In the Pipeline’s Path

The Atlantic Coast Pipeline is one among several projects threatening rural Appalachian landscapes and communities.

| Winter 2016

  • The people of Appalachia, well accustomed to exploitation from moneyed outside corporations, are rallying against the loss of land, home values, and safety posed by the pipeline proposal.
    Photo by John Hayes/Flickr
  • This absolute power is seen as government overreach at the behest of private business—overreach that robs landowners of the safe and secure enjoyment of their property, and sometimes of their very way of life.
    Photo by Nicholas A. Tonelli/Flickr
  • FERC’s review of the project is on- going, and it has yet to complete an Environmental Impact Statement for the pipeline.
    Photo by Mark/Flickr

Bill and Lynn Limpert searched for years for a place to retire in the country. In April 2009, the couple from Frederick County, Maryland, finally settled on a small montane property near the village of Bolar in Virginia’s Bath County. Mountainous, thickly forested, with a population of just over 4,600, Bath County borders West Virginia in the Allegheny Mountains, and is known for its small farms, scenic beauty, and great stretches of intact forest. It also lies along the proposed route of the Atlantic Coast Pipeline (ACP), a 600-mile-long behemoth that would carry some 1.5 billion cubic feet of gas through their community every day.

The Limperts are worried. “We live in the pipeline’s ‘blast zone,’ about 675 feet from the ACP itself,” Bill Limpert told me as we relaxed on his front porch in the afternoon sun, gazing northward over miles of gently undulating forest, the only sounds a slight breeze through the oaks and occasional birdsong.

Though they still seem stunned by how the pipeline could disrupt their quiet life, the Limperts aren’t taking the news lying down. “We first learned about the [pipeline] coming through our property on February 12 of this year,” Bill Limpert said. “Since then I have put in an average of four hours a day working to stop it. That’s about 600 hours so far. I’ve never been so angry or so stressed for so long. Some nights I’m getting up in the middle of the night to work on stopping the pipeline.”

Bill Limpert isn’t alone. The people of Appalachia, well accustomed to exploitation from moneyed outside corporations, are rallying against the loss of land, home values, and safety posed by the pipeline proposal. In fact, the pipeline has united communities across political and social spectra, in a fierce defiance against the project and a common goal to defeat its proponent, Dominion Resources.

The furor over the proposed Keystone XL pipeline may have abated since President Obama vetoed the project last November, saying that the transborder infrastructure project “would not serve the national interest of the United States.” But while Keystone has certainly been the most well-recognized fossil-fuel transmission project, many other potentially disastrous pipelines are now under consideration, yet are receiving far less public scrutiny.

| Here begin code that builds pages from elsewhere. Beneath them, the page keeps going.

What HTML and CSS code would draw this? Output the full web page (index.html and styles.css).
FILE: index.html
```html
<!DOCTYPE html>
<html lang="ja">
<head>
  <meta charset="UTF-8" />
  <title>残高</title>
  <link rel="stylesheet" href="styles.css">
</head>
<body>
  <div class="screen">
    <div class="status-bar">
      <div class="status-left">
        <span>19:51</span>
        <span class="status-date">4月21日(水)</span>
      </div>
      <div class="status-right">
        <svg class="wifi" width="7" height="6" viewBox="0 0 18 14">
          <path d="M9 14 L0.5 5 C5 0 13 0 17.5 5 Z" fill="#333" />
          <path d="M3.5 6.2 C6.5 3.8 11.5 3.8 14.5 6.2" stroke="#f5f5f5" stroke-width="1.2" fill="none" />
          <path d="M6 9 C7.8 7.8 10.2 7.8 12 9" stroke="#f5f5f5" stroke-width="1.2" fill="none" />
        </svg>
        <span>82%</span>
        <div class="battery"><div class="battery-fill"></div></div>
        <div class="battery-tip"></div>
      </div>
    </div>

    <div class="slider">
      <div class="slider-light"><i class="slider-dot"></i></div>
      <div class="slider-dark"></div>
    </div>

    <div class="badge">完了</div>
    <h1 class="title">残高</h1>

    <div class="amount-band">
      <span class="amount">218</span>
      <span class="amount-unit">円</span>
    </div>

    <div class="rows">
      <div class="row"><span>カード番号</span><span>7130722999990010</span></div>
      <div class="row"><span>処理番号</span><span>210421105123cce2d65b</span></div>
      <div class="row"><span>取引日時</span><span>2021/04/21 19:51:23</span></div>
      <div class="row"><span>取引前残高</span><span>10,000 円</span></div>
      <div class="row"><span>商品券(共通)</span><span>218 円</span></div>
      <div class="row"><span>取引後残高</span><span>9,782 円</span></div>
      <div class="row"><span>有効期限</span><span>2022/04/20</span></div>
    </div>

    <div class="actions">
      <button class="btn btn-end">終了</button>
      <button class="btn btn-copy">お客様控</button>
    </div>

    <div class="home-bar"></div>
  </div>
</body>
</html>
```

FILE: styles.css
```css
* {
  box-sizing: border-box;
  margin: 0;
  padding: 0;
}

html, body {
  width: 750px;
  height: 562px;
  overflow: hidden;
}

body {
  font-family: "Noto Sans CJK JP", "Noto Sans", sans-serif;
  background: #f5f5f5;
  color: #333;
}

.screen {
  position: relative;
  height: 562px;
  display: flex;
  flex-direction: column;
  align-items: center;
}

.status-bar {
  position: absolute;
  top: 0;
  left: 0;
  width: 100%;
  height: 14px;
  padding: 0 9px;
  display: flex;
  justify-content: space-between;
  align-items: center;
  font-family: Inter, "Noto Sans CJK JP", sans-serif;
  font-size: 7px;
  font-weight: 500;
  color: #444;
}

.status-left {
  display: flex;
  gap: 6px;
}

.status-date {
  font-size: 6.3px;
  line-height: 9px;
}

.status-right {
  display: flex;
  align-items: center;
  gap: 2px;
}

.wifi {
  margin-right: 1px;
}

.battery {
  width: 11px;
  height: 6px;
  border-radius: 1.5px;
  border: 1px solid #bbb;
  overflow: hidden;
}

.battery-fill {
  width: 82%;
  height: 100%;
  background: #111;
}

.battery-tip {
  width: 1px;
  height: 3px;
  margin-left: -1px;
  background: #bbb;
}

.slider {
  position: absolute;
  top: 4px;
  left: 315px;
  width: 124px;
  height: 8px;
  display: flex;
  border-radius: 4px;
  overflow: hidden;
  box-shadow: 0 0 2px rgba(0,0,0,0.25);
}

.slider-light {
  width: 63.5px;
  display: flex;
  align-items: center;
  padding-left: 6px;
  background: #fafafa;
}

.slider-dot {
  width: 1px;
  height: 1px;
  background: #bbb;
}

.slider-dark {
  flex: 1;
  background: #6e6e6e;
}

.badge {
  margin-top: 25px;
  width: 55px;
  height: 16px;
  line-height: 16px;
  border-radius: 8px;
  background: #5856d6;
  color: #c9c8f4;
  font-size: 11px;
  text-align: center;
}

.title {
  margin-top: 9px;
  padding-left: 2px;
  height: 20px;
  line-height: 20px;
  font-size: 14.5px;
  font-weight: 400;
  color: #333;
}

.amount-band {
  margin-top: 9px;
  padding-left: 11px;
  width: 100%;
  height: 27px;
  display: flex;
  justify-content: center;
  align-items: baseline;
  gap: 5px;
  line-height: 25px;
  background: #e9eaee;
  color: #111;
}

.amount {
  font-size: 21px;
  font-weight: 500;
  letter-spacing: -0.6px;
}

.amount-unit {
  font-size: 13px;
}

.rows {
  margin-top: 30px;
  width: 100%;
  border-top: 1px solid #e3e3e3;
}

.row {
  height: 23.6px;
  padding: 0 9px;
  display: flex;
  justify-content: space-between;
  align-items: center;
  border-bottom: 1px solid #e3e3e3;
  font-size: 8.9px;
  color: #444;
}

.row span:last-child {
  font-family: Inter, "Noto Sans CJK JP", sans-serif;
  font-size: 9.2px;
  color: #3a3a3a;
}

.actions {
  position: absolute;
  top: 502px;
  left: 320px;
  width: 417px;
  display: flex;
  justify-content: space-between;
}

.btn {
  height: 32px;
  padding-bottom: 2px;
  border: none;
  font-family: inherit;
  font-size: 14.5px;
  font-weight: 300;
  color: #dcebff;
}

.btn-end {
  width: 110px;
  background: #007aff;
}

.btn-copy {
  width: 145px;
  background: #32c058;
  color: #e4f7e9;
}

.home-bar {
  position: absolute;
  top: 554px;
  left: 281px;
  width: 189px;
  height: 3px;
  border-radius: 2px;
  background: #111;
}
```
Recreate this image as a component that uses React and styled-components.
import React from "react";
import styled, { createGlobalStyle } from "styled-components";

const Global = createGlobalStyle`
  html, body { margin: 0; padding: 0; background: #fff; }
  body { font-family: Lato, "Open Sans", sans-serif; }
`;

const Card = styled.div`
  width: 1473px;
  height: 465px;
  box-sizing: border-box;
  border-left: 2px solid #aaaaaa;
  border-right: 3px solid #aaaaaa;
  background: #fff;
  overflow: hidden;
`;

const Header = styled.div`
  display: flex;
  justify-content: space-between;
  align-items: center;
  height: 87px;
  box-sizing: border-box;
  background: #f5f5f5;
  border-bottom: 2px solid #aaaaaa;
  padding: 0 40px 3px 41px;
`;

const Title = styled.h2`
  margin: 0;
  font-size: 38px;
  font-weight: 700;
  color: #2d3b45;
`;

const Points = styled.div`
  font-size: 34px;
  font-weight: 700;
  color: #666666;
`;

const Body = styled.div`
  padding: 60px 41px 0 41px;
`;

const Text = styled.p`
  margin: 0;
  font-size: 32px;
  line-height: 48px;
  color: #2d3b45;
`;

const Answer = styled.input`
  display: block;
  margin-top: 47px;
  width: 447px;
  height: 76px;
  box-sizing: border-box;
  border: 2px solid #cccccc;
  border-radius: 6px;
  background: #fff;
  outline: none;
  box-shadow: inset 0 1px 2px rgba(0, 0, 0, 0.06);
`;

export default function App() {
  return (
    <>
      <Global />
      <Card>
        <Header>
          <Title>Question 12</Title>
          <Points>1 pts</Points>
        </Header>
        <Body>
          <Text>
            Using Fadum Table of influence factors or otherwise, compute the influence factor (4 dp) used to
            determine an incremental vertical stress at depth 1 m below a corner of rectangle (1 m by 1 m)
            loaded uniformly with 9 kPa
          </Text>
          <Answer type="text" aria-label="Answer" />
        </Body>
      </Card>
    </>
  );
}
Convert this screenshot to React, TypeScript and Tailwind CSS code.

The bulk of these pending pipelines would transport natural gas. Domestic natural gas production reached a record high in 2015, and the US Energy Information Administration (EIA) projects that US production will increase 55 percent by 2040. Much of this increase has and will come from the Marcellus and Utica shale formations in the Appalachian Basin, particularly in West Virginia, Pennsylvania, and Ohio. According to the EIA, West Virginia alone—the eighth-largest natural gas-producing state in the nation—had more than 28 trillion cubic feet in gas reserves in 2014. Production in the Appalachian Basin has increased thirteen-fold since 2009, and is projected to double again by the early 2030s, at which point the region could provide 50 percent of all US gas production.